== Required work ==
Among the entries that follow, locate the line with "Write a component" and the line with "const bottomRow = ['Import/Export', 'Question". Output those lines and all lines in between, exactly, minus the pictures.
______________________________
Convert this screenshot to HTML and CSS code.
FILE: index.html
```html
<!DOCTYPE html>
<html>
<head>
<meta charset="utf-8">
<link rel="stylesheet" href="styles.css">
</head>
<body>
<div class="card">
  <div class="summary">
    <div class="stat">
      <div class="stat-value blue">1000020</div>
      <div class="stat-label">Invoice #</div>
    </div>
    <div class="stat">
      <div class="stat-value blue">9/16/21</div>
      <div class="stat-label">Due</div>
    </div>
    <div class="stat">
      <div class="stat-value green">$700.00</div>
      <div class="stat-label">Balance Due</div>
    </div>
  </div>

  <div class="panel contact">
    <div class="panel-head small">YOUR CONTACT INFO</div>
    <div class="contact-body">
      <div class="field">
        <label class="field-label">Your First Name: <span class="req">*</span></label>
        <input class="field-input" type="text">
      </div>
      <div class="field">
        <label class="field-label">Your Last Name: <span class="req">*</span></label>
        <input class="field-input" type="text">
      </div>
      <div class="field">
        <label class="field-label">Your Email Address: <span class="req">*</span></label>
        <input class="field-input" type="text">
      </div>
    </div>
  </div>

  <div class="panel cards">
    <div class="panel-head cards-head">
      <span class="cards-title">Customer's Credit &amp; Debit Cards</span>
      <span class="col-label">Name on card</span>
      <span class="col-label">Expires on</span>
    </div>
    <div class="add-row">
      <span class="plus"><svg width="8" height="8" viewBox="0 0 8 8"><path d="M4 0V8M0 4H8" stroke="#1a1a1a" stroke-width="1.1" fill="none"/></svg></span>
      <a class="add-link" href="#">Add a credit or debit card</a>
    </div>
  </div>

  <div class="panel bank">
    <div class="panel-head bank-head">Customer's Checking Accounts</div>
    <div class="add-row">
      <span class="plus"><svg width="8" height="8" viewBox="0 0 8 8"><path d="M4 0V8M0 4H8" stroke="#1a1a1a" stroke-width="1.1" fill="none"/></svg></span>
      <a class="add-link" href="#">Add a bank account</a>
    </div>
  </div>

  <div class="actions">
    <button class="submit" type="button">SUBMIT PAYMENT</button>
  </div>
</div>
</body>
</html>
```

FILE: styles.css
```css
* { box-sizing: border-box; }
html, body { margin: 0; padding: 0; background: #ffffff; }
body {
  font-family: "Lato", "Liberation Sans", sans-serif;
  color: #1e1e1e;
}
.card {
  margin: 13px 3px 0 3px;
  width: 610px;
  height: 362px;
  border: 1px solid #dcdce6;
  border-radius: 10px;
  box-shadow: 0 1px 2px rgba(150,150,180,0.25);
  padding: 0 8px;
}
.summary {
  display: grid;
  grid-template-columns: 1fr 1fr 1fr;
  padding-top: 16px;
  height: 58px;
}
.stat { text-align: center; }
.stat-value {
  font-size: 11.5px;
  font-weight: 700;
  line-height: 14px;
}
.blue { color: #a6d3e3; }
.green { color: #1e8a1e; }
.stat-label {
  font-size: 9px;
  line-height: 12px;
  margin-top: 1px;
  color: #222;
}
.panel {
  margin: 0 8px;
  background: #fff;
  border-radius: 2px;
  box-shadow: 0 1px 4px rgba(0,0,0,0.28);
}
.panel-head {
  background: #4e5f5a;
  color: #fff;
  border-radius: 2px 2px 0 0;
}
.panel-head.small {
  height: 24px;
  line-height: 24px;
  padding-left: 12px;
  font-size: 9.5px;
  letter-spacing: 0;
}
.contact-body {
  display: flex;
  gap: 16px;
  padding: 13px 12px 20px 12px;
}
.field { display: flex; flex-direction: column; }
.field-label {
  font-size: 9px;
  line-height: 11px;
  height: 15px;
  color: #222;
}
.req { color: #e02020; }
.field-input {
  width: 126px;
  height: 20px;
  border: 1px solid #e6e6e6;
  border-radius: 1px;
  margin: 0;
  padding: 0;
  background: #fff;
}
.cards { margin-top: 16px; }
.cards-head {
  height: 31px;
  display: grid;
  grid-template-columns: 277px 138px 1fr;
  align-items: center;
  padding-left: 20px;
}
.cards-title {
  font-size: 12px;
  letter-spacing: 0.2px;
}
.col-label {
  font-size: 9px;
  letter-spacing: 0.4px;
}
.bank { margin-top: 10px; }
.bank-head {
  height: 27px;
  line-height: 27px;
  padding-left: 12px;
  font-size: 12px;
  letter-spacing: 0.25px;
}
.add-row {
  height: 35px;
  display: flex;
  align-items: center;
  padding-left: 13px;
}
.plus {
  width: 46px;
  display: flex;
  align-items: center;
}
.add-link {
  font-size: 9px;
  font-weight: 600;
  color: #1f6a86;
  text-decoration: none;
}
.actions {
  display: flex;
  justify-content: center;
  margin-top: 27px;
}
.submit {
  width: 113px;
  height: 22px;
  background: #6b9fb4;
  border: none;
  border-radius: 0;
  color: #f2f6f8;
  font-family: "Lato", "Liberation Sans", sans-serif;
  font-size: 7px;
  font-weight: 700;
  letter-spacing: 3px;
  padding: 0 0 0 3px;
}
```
______________________________
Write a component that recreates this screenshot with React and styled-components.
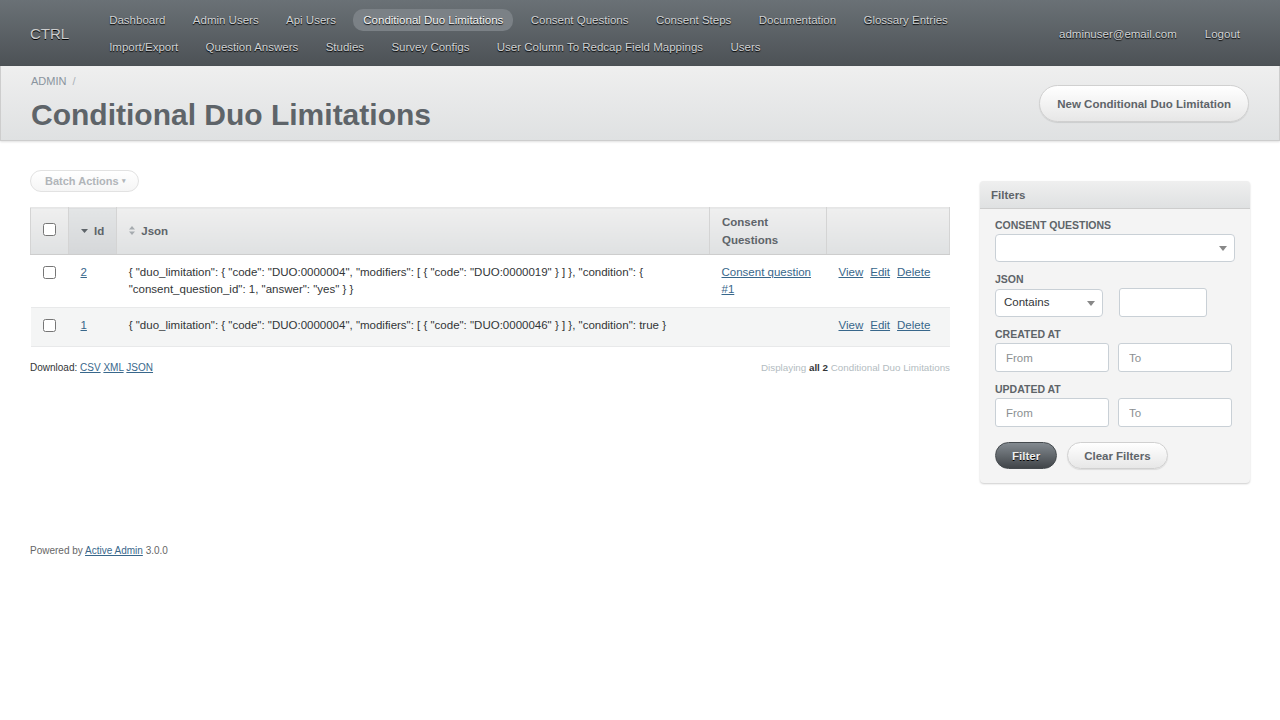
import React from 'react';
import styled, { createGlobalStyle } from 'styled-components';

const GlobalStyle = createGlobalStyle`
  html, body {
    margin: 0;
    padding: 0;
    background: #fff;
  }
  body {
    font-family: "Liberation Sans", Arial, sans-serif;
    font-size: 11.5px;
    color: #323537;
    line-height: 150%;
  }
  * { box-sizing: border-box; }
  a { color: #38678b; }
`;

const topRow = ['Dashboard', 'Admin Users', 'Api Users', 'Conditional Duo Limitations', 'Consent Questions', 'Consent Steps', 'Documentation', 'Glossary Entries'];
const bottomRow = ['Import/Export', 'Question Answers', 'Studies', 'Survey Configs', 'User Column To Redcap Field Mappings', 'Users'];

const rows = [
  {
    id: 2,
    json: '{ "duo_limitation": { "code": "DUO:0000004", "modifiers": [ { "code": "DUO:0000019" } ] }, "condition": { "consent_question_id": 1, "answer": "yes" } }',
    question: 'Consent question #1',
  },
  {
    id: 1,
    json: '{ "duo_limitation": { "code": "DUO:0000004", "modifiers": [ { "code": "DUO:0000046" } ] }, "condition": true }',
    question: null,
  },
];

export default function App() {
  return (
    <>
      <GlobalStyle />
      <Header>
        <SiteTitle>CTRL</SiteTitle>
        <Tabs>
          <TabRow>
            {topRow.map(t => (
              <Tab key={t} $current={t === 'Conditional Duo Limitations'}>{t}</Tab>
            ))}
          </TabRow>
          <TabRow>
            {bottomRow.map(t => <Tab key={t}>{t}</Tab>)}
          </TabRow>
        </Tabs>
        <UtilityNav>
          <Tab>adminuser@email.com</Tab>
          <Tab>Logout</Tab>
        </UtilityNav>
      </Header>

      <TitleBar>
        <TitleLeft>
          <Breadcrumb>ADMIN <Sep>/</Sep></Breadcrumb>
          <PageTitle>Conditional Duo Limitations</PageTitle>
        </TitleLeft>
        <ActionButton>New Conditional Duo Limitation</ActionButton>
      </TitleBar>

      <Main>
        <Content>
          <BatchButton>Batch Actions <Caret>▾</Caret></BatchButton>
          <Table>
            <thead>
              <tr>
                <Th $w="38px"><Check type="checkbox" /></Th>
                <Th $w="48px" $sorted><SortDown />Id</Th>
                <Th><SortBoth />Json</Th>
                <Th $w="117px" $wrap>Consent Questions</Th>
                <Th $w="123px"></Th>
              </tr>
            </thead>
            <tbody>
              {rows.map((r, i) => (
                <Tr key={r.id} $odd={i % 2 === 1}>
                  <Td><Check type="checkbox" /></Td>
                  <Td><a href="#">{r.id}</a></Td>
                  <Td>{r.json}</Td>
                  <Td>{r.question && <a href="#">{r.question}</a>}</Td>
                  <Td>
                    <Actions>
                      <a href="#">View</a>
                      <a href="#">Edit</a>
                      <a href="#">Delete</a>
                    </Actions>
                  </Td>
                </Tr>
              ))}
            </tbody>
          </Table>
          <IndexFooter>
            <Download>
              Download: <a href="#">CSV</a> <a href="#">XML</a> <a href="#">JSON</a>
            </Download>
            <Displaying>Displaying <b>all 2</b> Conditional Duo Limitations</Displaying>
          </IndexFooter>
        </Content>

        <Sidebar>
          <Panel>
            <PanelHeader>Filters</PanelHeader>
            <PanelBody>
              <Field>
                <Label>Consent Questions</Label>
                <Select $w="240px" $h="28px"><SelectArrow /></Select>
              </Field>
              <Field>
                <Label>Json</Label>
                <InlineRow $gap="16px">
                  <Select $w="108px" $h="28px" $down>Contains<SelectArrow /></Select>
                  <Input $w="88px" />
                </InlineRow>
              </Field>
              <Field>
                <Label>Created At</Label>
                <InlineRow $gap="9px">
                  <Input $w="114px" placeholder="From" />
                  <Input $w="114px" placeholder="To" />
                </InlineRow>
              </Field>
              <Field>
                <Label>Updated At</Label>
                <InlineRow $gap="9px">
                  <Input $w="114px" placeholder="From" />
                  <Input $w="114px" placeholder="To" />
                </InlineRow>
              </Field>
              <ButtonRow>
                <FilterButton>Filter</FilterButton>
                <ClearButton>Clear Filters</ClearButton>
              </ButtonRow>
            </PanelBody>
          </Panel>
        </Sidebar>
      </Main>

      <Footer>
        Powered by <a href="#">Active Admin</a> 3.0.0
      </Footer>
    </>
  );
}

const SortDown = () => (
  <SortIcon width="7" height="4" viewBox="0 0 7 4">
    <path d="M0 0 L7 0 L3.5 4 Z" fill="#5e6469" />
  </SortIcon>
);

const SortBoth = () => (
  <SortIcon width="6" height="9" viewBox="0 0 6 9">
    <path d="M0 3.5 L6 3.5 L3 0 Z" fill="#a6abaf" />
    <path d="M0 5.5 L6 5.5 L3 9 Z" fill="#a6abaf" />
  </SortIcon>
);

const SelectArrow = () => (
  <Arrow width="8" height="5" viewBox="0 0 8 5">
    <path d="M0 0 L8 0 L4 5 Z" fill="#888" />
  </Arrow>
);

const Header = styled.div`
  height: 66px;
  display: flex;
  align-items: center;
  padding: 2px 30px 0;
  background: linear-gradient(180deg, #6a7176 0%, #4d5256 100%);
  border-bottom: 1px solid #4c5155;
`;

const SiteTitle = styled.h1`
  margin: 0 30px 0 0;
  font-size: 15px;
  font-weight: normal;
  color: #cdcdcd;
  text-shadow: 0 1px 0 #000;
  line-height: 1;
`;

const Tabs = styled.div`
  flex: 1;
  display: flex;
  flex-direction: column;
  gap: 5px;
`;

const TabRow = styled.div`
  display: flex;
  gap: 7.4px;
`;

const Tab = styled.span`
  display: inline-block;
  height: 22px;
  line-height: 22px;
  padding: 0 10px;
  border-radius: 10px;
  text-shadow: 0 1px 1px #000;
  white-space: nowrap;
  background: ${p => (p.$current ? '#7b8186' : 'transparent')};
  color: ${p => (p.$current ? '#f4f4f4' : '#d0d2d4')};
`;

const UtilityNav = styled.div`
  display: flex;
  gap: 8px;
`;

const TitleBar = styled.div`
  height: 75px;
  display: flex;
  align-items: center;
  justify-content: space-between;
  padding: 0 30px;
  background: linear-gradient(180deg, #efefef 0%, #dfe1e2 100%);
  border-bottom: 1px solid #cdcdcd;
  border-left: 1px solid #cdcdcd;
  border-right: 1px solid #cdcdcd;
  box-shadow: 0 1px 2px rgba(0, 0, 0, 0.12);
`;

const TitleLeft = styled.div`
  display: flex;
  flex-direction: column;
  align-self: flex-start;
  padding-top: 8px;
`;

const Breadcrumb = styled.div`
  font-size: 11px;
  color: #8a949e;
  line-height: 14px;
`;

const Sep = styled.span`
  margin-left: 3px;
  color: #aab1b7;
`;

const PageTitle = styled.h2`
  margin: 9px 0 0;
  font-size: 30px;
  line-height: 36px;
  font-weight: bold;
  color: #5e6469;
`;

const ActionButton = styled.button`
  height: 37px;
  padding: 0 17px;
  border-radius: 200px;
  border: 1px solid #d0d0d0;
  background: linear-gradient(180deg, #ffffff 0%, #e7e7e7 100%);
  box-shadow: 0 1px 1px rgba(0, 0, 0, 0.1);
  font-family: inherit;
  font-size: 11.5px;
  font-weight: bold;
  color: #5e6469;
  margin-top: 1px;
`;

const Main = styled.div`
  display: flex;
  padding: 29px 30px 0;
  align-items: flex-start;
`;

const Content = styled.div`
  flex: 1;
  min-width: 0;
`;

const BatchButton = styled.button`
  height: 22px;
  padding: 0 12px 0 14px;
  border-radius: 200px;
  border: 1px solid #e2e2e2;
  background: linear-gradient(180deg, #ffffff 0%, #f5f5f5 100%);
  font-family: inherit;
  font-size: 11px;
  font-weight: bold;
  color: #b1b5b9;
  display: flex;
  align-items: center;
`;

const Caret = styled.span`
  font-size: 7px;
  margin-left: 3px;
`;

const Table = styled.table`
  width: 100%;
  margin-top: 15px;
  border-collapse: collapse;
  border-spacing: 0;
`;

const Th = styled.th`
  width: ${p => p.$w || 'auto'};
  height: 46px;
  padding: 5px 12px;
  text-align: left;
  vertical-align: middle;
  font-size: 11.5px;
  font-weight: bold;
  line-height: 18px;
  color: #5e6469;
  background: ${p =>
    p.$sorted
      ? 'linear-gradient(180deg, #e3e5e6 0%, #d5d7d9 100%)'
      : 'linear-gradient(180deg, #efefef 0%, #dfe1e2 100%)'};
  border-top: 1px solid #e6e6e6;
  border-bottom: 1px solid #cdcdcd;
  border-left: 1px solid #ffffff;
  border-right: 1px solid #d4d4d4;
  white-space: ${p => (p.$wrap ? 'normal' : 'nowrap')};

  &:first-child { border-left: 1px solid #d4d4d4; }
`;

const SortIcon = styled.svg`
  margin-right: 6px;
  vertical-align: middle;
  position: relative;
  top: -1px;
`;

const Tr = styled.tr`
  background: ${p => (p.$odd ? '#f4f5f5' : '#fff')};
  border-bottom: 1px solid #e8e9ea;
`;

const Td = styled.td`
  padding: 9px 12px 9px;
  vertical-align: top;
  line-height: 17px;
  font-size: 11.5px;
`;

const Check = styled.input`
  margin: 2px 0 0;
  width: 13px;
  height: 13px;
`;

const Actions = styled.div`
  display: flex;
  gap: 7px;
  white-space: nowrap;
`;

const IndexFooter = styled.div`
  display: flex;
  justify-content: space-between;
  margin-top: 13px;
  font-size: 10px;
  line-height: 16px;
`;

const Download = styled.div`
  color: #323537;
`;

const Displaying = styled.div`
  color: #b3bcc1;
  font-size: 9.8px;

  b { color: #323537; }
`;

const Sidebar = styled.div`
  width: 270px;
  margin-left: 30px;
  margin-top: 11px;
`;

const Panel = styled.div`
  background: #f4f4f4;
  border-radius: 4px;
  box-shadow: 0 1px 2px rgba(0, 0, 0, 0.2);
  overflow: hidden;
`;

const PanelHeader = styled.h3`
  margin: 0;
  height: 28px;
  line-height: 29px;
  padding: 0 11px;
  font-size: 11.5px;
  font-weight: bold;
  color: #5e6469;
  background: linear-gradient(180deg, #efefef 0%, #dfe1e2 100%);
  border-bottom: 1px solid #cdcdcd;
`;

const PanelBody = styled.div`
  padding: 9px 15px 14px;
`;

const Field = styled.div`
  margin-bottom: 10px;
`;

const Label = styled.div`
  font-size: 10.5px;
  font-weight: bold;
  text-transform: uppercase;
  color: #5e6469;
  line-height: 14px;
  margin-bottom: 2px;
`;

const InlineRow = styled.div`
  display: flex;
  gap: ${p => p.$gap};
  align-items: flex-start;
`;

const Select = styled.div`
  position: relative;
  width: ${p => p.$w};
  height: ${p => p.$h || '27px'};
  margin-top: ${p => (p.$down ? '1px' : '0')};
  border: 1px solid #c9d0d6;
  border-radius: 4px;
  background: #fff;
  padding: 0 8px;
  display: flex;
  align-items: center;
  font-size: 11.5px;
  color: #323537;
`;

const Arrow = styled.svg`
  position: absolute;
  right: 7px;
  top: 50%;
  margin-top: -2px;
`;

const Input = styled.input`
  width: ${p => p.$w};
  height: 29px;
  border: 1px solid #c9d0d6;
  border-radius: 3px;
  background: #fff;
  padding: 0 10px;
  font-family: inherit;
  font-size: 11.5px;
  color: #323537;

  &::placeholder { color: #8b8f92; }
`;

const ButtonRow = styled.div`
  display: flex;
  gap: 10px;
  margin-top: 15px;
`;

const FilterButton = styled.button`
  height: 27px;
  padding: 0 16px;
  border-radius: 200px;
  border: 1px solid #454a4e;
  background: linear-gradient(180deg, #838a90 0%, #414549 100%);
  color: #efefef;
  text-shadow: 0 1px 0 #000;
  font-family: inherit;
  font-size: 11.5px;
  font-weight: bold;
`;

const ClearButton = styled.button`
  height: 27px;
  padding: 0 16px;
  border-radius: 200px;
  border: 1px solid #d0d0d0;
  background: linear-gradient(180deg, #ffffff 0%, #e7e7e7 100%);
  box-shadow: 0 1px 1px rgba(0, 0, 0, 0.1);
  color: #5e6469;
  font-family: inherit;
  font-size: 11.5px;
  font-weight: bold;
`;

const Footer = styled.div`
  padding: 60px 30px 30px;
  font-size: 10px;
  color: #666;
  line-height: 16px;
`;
______________________________
== Full answer ==
Write a component that recreates this screenshot with React and styled-components.
import React from 'react';
import styled, { createGlobalStyle } from 'styled-components';

const GlobalStyle = createGlobalStyle`
  html, body {
    margin: 0;
    padding: 0;
    background: #fff;
  }
  body {
    font-family: "Liberation Sans", Arial, sans-serif;
    font-size: 11.5px;
    color: #323537;
    line-height: 150%;
  }
  * { box-sizing: border-box; }
  a { color: #38678b; }
`;

const topRow = ['Dashboard', 'Admin Users', 'Api Users', 'Conditional Duo Limitations', 'Consent Questions', 'Consent Steps', 'Documentation', 'Glossary Entries'];
const bottomRow = ['Import/Export', 'Question Answers', 'Studies', 'Survey Configs', 'User Column To Redcap Field Mappings', 'Users'];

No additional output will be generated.